Wrong, says renowned comet expert John Bortle. To Bortle, Hyakutake’s huge head and 45-degree tail, spanning half the distance from horizon to zenith, made it not only a great comet but the best comet in several centuries--regardless of how many of us saw its splendor. My vote: From any rural setting, Hyakutake was nothing less than awesome. A great comet, for sure.

Hale-Bopp should be greater. The comet became visible to the naked eye early this summer and continues to brighten as it falls toward us. Late next March, Hale-Bopp will pass about 100 million miles from both Earth and the sun--not very close--but should then shine brilliantly. Its dazzling white tail of dust (wider and shorter than Hyakutake’s long, thin blue plume of plasma) will almost certainly materialize for city dwellers.

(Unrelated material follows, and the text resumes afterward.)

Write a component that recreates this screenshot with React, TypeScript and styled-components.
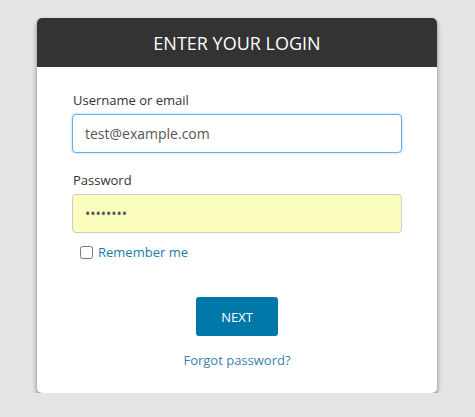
import styled, { createGlobalStyle } from "styled-components";

const Global = createGlobalStyle`
  html, body {
    margin: 0;
    padding: 0;
    background: #e5e5e5;
    font-family: "Open Sans", "Noto Sans", sans-serif;
  }
`;

export default function App() {
  return (
    <>
      <Global />
      <Page>
        <Card>
          <Header>ENTER YOUR LOGIN</Header>
          <Body>
            <Field $space={18}>
              <Label>Username or email</Label>
              <Input type="text" defaultValue="test@example.com" $focused />
            </Field>
            <Field $space={10}>
              <Label>Password</Label>
              <Input type="password" defaultValue="password" $autofill />
            </Field>
            <Remember>
              <input type="checkbox" />
              <span>Remember me</span>
            </Remember>
            <Actions>
              <Button>NEXT</Button>
              <Link href="#">Forgot password?</Link>
            </Actions>
          </Body>
        </Card>
      </Page>
    </>
  );
}

const Page = styled.div`
  display: flex;
  padding: 18px 0 0 37px;
`;

const Card = styled.div`
  width: 400px;
  height: 375px;
  background: #fff;
  border-radius: 5px;
  overflow: hidden;
  box-shadow: 0 3px 5px rgba(0, 0, 0, 0.45);
`;

const Header = styled.div`
  height: 49px;
  background: #333333;
  color: #fff;
  font-size: 18px;
  display: flex;
  align-items: center;
  justify-content: center;
`;

const Body = styled.div`
  padding: 24px 35px 0 35px;
  display: flex;
  flex-direction: column;
`;

const Field = styled.div<{ $space: number }>`
  display: flex;
  flex-direction: column;
  margin-bottom: ${(p) => p.$space}px;
`;

const Label = styled.label`
  font-size: 13px;
  color: #333;
  padding-left: 1px;
  margin-bottom: 5px;
`;

const Input = styled.input<{ $focused?: boolean; $autofill?: boolean }>`
  box-sizing: border-box;
  width: 330px;
  height: 39px;
  padding: 0 12px;
  font-family: inherit;
  font-size: 14px;
  color: #555;
  border-radius: 4px;
  outline: none;
  border: 1px solid ${(p) => (p.$focused ? "#66afe9" : "#cccccc")};
  background: ${(p) => (p.$autofill ? "#fafdbd" : "#fff")};
  box-shadow: ${(p) =>
    p.$focused ? "0 0 3px rgba(102, 175, 233, 0.6)" : "none"};
`;

const Remember = styled.label`
  display: flex;
  align-items: center;
  gap: 5px;
  padding-left: 8px;
  font-size: 13px;
  color: #1a7aad;

  input {
    margin: 0;
    width: 13px;
    height: 13px;
  }
`;

const Actions = styled.div`
  display: flex;
  flex-direction: column;
  align-items: center;
  margin-top: 36px;
`;

const Button = styled.button`
  width: 82px;
  height: 39px;
  border: none;
  border-radius: 3px;
  background: #0077a9;
  color: #fff;
  font-family: inherit;
  font-size: 13px;
`;

const Link = styled.a`
  margin-top: 15px;
  font-size: 13px;
  color: #3a7fb3;
  text-decoration: none;
`;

Hale-Bopp is a Goliath--a monster comet.

But you don’t have to wait until spring to catch a glimpse. The first half of November offers an ideal dress rehearsal, since the moon will be absent until the thirteenth. Hale-Bopp should shine between magnitude 4 and 5 this month--a medium-faint object easily seen from rural skies. At 6 p.m. (or as soon as full darkness falls), look for Jupiter in the southwest--the brightest star in the heavens. Measure off one outstretched hand (with fingers spread) at arm’s length to the upper right of Jupiter and you’ll find Hale-Bopp. Sweep the region with binoculars and it should really pop, or Bopp, into view.

Next month the comet is lost in the sun’s glare, but it returns in January, in the eastern sky before dawn. Then comes the March and April climax. And in all probability, sky watchers will consider it great.